== WHAT IS NEEDED ==
Repeat all the records exactly, omitting pictures.

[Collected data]
▬▬▬▬▬▬▬▬▬▬
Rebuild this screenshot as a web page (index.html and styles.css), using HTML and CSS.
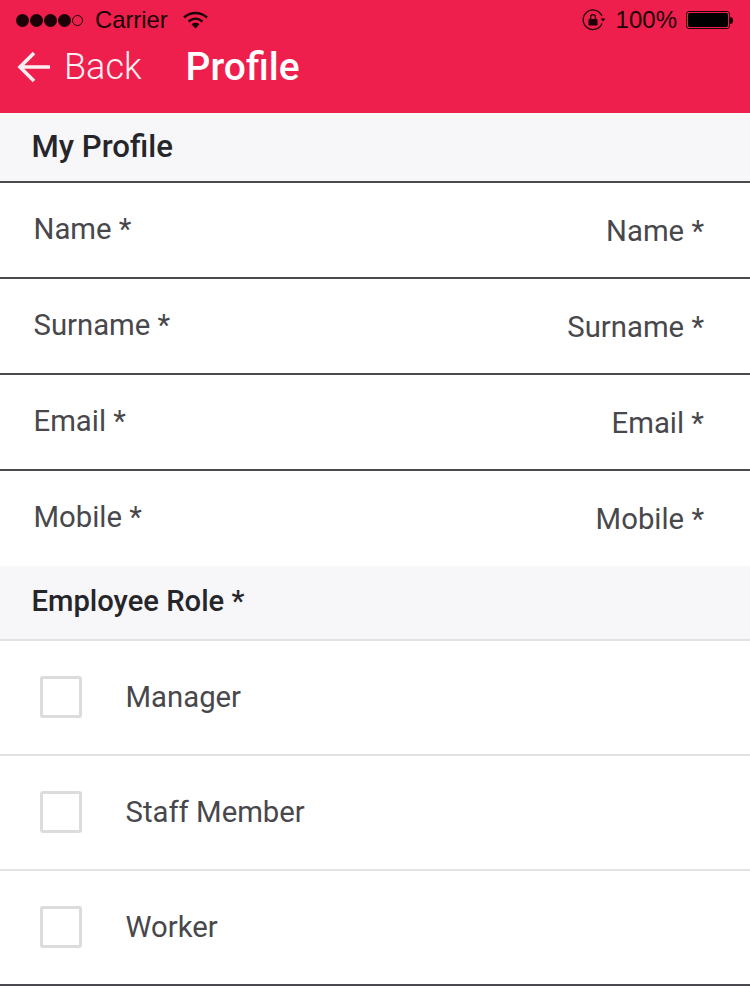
FILE: index.html
```html
<!DOCTYPE html>
<html lang="en">
<head>
    <meta charset="UTF-8">
    <meta name="viewport" content="width=device-width, initial-scale=1.0">
    <title>Profile</title>
    <link rel="stylesheet" href="styles.css">
</head>
<body>

<header class="app-header">
    <div class="status-bar">
        <div class="status-left">
            <div class="signal">
                <span class="dot"></span>
                <span class="dot"></span>
                <span class="dot"></span>
                <span class="dot"></span>
                <span class="dot empty"></span>
            </div>
            <span class="carrier">Carrier</span>
            <svg class="wifi" width="25" height="18" viewBox="0 0 25 18">
                <path d="M1 6.5C8 0.5 17 0.5 24 6.5" fill="none" stroke="#1c0208" stroke-width="2.4"/>
                <path d="M5.5 10.5C10 6.8 15 6.8 19.5 10.5" fill="none" stroke="#1c0208" stroke-width="2.4"/>
                <path d="M8.5 13.2C11 11.4 14 11.4 16.5 13.2L12.5 17.5Z" fill="#1c0208"/>
            </svg>
        </div>
        <div class="status-right">
            <svg class="lock" width="24" height="24" viewBox="0 0 24 24">
                <path d="M20 15.5A9.8 9.8 0 1 1 20 8" fill="none" stroke="#1c0208" stroke-width="1.3"/>
                <path d="M18.5 10.5H23.5L21 13.5Z" fill="#1c0208"/>
                <rect x="6.5" y="11" width="9" height="6.5" rx="1" fill="#1c0208"/>
                <path d="M8.6 11V9a2.4 2.4 0 0 1 4.8 0v2" fill="none" stroke="#1c0208" stroke-width="1.3"/>
            </svg>
            <span class="battery-text">100%</span>
            <div class="battery">
                <div class="battery-fill"></div>
            </div>
            <div class="battery-cap"></div>
        </div>
    </div>
    <div class="nav-bar">
        <a class="back" href="#">
            <svg width="36" height="34" viewBox="0 0 36 34">
                <path d="M34 17H4M18 3L4 17L18 31" fill="none" stroke="#fdeef1" stroke-width="3.6"/>
            </svg>
            <span>Back</span>
        </a>
        <h1 class="nav-title">Profile</h1>
    </div>
</header>

<section class="section-title first">My Profile</section>

<div class="field">
    <label>Name *</label>
    <span class="placeholder">Name *</span>
</div>
<div class="field">
    <label>Surname *</label>
    <span class="placeholder">Surname *</span>
</div>
<div class="field">
    <label>Email *</label>
    <span class="placeholder">Email *</span>
</div>
<div class="field last">
    <label>Mobile *</label>
    <span class="placeholder">Mobile *</span>
</div>

<section class="section-title role">Employee Role *</section>

<div class="check-row">
    <span class="checkbox"></span>
    <span class="check-label">Manager</span>
</div>
<div class="check-row">
    <span class="checkbox"></span>
    <span class="check-label">Staff Member</span>
</div>
<div class="check-row last">
    <span class="checkbox"></span>
    <span class="check-label">Worker</span>
</div>

<div class="page-end"></div>

</body>
</html>
```

FILE: styles.css
```css
body {
    font-family: Roboto, "Liberation Sans", sans-serif;
    margin: 0;
    padding: 0;
    background-color: #ffffff;
    color: #48484c;
}

.app-header {
    background-color: #ee1f4c;
    height: 113px;
}

.status-bar {
    display: flex;
    justify-content: space-between;
    align-items: center;
    height: 40px;
    padding: 0 17px 0 16px;
    color: #1c0208;
    font-family: "Liberation Sans", Arial, sans-serif;
    font-size: 23px;
}

.status-left,
.status-right {
    display: flex;
    align-items: center;
}

.signal {
    display: flex;
    gap: 1px;
    margin-right: 12px;
}

.dot {
    width: 13px;
    height: 13px;
    border-radius: 50%;
    background-color: #1c0208;
}

.dot.empty {
    width: 11px;
    height: 11px;
    margin-top: 1px;
    background-color: transparent;
    border: 1px solid #1c0208;
    box-sizing: border-box;
}

.carrier {
    font-size: 23.8px;
}

.wifi {
    margin-left: 15px;
}

.lock {
    margin-right: 10px;
}

.battery-text {
    font-size: 24px;
}

.battery {
    width: 44px;
    height: 18px;
    margin-left: 9px;
    padding: 1px;
    box-sizing: border-box;
    border: 1px solid #1c0208;
    border-radius: 3px;
}

.battery-fill {
    height: 100%;
    background-color: #000000;
    border-radius: 2px;
}

.battery-cap {
    width: 3px;
    height: 7px;
    background-color: #1c0208;
    border-radius: 0 3px 3px 0;
}

.nav-bar {
    display: flex;
    align-items: center;
    height: 53px;
    padding-left: 16px;
}

.back {
    display: flex;
    align-items: center;
    gap: 12px;
    color: #fdeef1;
    text-decoration: none;
    font-size: 36px;
    font-weight: 300;
}

.nav-title {
    margin: 0 0 0 44px;
    color: #ffffff;
    font-size: 39px;
    font-weight: 500;
}

.section-title {
    display: flex;
    align-items: center;
    box-sizing: border-box;
    padding-left: 31.5px;
    background-color: #f7f7f9;
    color: #26262a;
    font-weight: 500;
}

.section-title.first {
    height: 70px;
    padding-bottom: 2px;
    border-bottom: 2px solid #4a4a4e;
    font-size: 31.2px;
}

.section-title.role {
    height: 75px;
    padding-bottom: 4px;
    border-bottom: 2px solid #e2e2e4;
    font-size: 29.2px;
}

.field {
    display: flex;
    justify-content: space-between;
    height: 94px;
    padding: 0 46px 0 33.5px;
    border-bottom: 2px solid #4a4a4e;
    font-size: 29.3px;
}

.field.last {
    height: 95px;
    border-bottom: none;
}

.field label {
    margin-top: 29px;
}

.placeholder {
    margin-top: 31px;
}

.check-row {
    display: flex;
    align-items: center;
    box-sizing: border-box;
    height: 115px;
    padding: 0 0 1px 40px;
    border-bottom: 2px solid #e2e2e4;
    font-size: 29.3px;
}

.check-row.last {
    border-bottom: 2px solid #4a4a4e;
}

.checkbox {
    width: 42px;
    height: 42px;
    box-sizing: border-box;
    border: 3px solid #dcdcde;
    border-radius: 3px;
}

.check-label {
    margin-left: 43.5px;
}

.page-end {
    height: 14px;
}
```
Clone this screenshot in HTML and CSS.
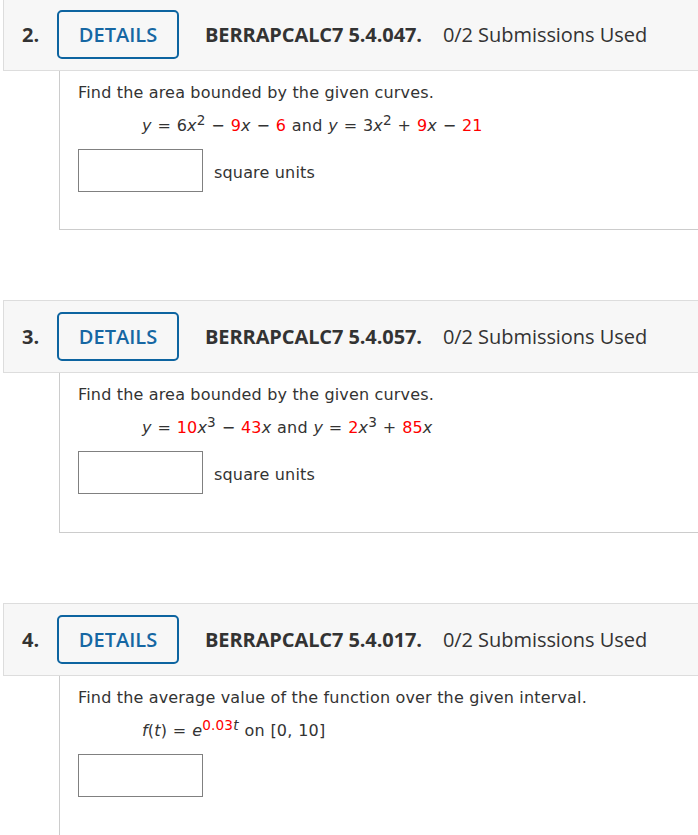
▬▬▬▬▬▬▬▬▬▬
== RESPONSE ==
Rebuild this screenshot as a web page (index.html and styles.css), using HTML and CSS.
FILE: index.html
```html
<!DOCTYPE html>
<html lang="en">
<head>
    <meta charset="UTF-8">
    <meta name="viewport" content="width=device-width, initial-scale=1.0">
    <title>Profile</title>
    <link rel="stylesheet" href="styles.css">
</head>
<body>

<header class="app-header">
    <div class="status-bar">
        <div class="status-left">
            <div class="signal">
                <span class="dot"></span>
                <span class="dot"></span>
                <span class="dot"></span>
                <span class="dot"></span>
                <span class="dot empty"></span>
            </div>
            <span class="carrier">Carrier</span>
            <svg class="wifi" width="25" height="18" viewBox="0 0 25 18">
                <path d="M1 6.5C8 0.5 17 0.5 24 6.5" fill="none" stroke="#1c0208" stroke-width="2.4"/>
                <path d="M5.5 10.5C10 6.8 15 6.8 19.5 10.5" fill="none" stroke="#1c0208" stroke-width="2.4"/>
                <path d="M8.5 13.2C11 11.4 14 11.4 16.5 13.2L12.5 17.5Z" fill="#1c0208"/>
            </svg>
        </div>
        <div class="status-right">
            <svg class="lock" width="24" height="24" viewBox="0 0 24 24">
                <path d="M20 15.5A9.8 9.8 0 1 1 20 8" fill="none" stroke="#1c0208" stroke-width="1.3"/>
                <path d="M18.5 10.5H23.5L21 13.5Z" fill="#1c0208"/>
                <rect x="6.5" y="11" width="9" height="6.5" rx="1" fill="#1c0208"/>
                <path d="M8.6 11V9a2.4 2.4 0 0 1 4.8 0v2" fill="none" stroke="#1c0208" stroke-width="1.3"/>
            </svg>
            <span class="battery-text">100%</span>
            <div class="battery">
                <div class="battery-fill"></div>
            </div>
            <div class="battery-cap"></div>
        </div>
    </div>
    <div class="nav-bar">
        <a class="back" href="#">
            <svg width="36" height="34" viewBox="0 0 36 34">
                <path d="M34 17H4M18 3L4 17L18 31" fill="none" stroke="#fdeef1" stroke-width="3.6"/>
            </svg>
            <span>Back</span>
        </a>
        <h1 class="nav-title">Profile</h1>
    </div>
</header>

<section class="section-title first">My Profile</section>

<div class="field">
    <label>Name *</label>
    <span class="placeholder">Name *</span>
</div>
<div class="field">
    <label>Surname *</label>
    <span class="placeholder">Surname *</span>
</div>
<div class="field">
    <label>Email *</label>
    <span class="placeholder">Email *</span>
</div>
<div class="field last">
    <label>Mobile *</label>
    <span class="placeholder">Mobile *</span>
</div>

<section class="section-title role">Employee Role *</section>

<div class="check-row">
    <span class="checkbox"></span>
    <span class="check-label">Manager</span>
</div>
<div class="check-row">
    <span class="checkbox"></span>
    <span class="check-label">Staff Member</span>
</div>
<div class="check-row last">
    <span class="checkbox"></span>
    <span class="check-label">Worker</span>
</div>

<div class="page-end"></div>

</body>
</html>
```

FILE: styles.css
```css
body {
    font-family: Roboto, "Liberation Sans", sans-serif;
    margin: 0;
    padding: 0;
    background-color: #ffffff;
    color: #48484c;
}

.app-header {
    background-color: #ee1f4c;
    height: 113px;
}

.status-bar {
    display: flex;
    justify-content: space-between;
    align-items: center;
    height: 40px;
    padding: 0 17px 0 16px;
    color: #1c0208;
    font-family: "Liberation Sans", Arial, sans-serif;
    font-size: 23px;
}

.status-left,
.status-right {
    display: flex;
    align-items: center;
}

.signal {
    display: flex;
    gap: 1px;
    margin-right: 12px;
}

.dot {
    width: 13px;
    height: 13px;
    border-radius: 50%;
    background-color: #1c0208;
}

.dot.empty {
    width: 11px;
    height: 11px;
    margin-top: 1px;
    background-color: transparent;
    border: 1px solid #1c0208;
    box-sizing: border-box;
}

.carrier {
    font-size: 23.8px;
}

.wifi {
    margin-left: 15px;
}

.lock {
    margin-right: 10px;
}

.battery-text {
    font-size: 24px;
}

.battery {
    width: 44px;
    height: 18px;
    margin-left: 9px;
    padding: 1px;
    box-sizing: border-box;
    border: 1px solid #1c0208;
    border-radius: 3px;
}

.battery-fill {
    height: 100%;
    background-color: #000000;
    border-radius: 2px;
}

.battery-cap {
    width: 3px;
    height: 7px;
    background-color: #1c0208;
    border-radius: 0 3px 3px 0;
}

.nav-bar {
    display: flex;
    align-items: center;
    height: 53px;
    padding-left: 16px;
}

.back {
    display: flex;
    align-items: center;
    gap: 12px;
    color: #fdeef1;
    text-decoration: none;
    font-size: 36px;
    font-weight: 300;
}

.nav-title {
    margin: 0 0 0 44px;
    color: #ffffff;
    font-size: 39px;
    font-weight: 500;
}

.section-title {
    display: flex;
    align-items: center;
    box-sizing: border-box;
    padding-left: 31.5px;
    background-color: #f7f7f9;
    color: #26262a;
    font-weight: 500;
}

.section-title.first {
    height: 70px;
    padding-bottom: 2px;
    border-bottom: 2px solid #4a4a4e;
    font-size: 31.2px;
}

.section-title.role {
    height: 75px;
    padding-bottom: 4px;
    border-bottom: 2px solid #e2e2e4;
    font-size: 29.2px;
}

.field {
    display: flex;
    justify-content: space-between;
    height: 94px;
    padding: 0 46px 0 33.5px;
    border-bottom: 2px solid #4a4a4e;
    font-size: 29.3px;
}

.field.last {
    height: 95px;
    border-bottom: none;
}

.field label {
    margin-top: 29px;
}

.placeholder {
    margin-top: 31px;
}

.check-row {
    display: flex;
    align-items: center;
    box-sizing: border-box;
    height: 115px;
    padding: 0 0 1px 40px;
    border-bottom: 2px solid #e2e2e4;
    font-size: 29.3px;
}

.check-row.last {
    border-bottom: 2px solid #4a4a4e;
}

.checkbox {
    width: 42px;
    height: 42px;
    box-sizing: border-box;
    border: 3px solid #dcdcde;
    border-radius: 3px;
}

.check-label {
    margin-left: 43.5px;
}

.page-end {
    height: 14px;
}
```
Clone this screenshot in HTML and CSS.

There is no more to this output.